Mark Reutter, Law Editor


CHAMPAIGN, Ill. — While finding no statistical evidence of bias in the selection of jurors, African-Americans were noticeably under-represented on juries in Champaign County.

A report of observations of state and federal courts conducted by the University of Illinois College of Law and the League of Women Voters of Champaign County found “a significant discrepancy between the demographics of Champaign County and the demographics of those citizens reporting for jury service.”

Students at the law school conducted the observations of the Sixth Circuit Court of Illinois and U.S. District Court for Central Illinois between September and December 2004.
While 11 percent of the county’s population is African-American, African-Americans constituted 6 percent of the jury pools during the observation period.

In 17 jury trials in which African-American men were defendants, four African-American men and 10 African-American women (out of 252 jurors and alternates for each jury) were seated. Nine potential African-American jurors were excused in the jury-selection process.

The report recommended that the judges consider revising jury-selection procedures to “make the jury pool more representative of the county’s population demographics.”
The report also faulted the televised arraignment proceedings used by the county courts, saying there were various cases in which defendants “could not hear proceedings and did not understand remarks addressed to them.”

The report further recommended the use of a Spanish interpreter on high-volume court appearance days, such as Mondays, to enhance “the perceived fairness of judicial proceedings in the county.”

More than 130 law students each spent 12 hours of court watching last fall, trained by the League of Women Voters.

Observations were compiled through a Web site created for data input by the project.
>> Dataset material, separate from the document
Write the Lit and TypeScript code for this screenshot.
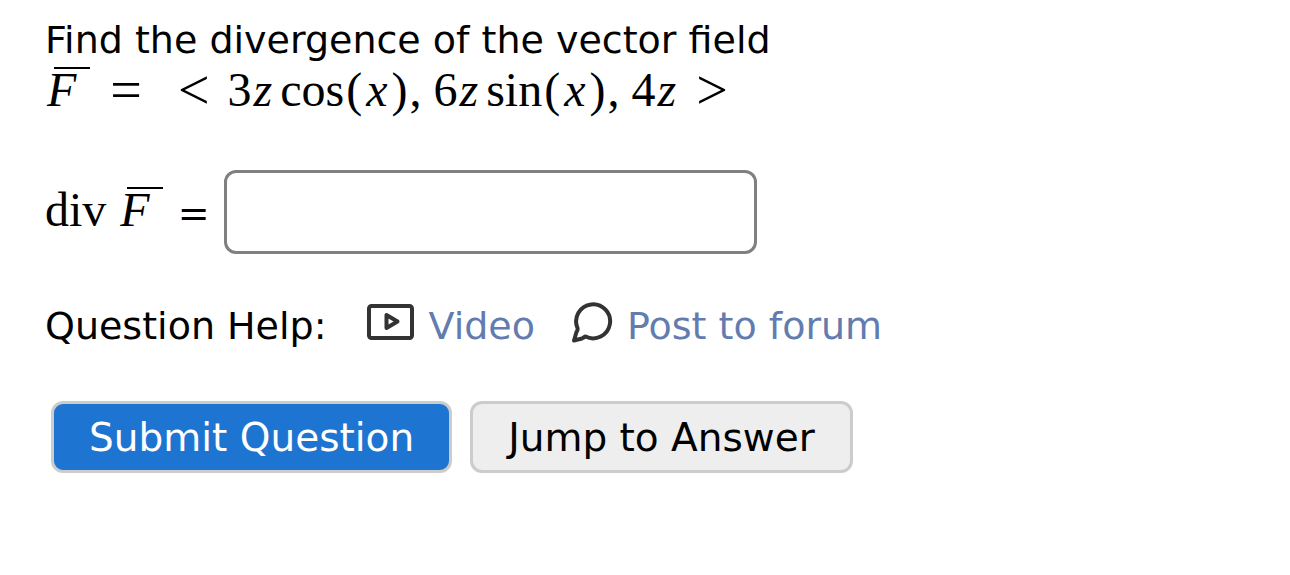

The students also submitted paper reports, which were used to crosscheck information entered through the electronic database.

A total of 1,657 hours of court-watching data was used in the analysis performed by statistics students under the supervision of statistics professor Adam T. Martinsek.

The report represents a pilot project by the law school and the voters league to compile a large database of courtroom observations.

“In the overwhelming majority of observations, our courtrooms were perceived as places where judges and other participants observed decorum and treated one another with respect,” the report noted.

The project was organized by Joan Miller, the chair of the justice committee of the League of Women Voters of Champaign County; J. Steven Beckett, director of the trial advocacy program in the law school; and C.K. Gunsalus, adjunct professor in the law school and the president of the League of Women Voters of Champaign County.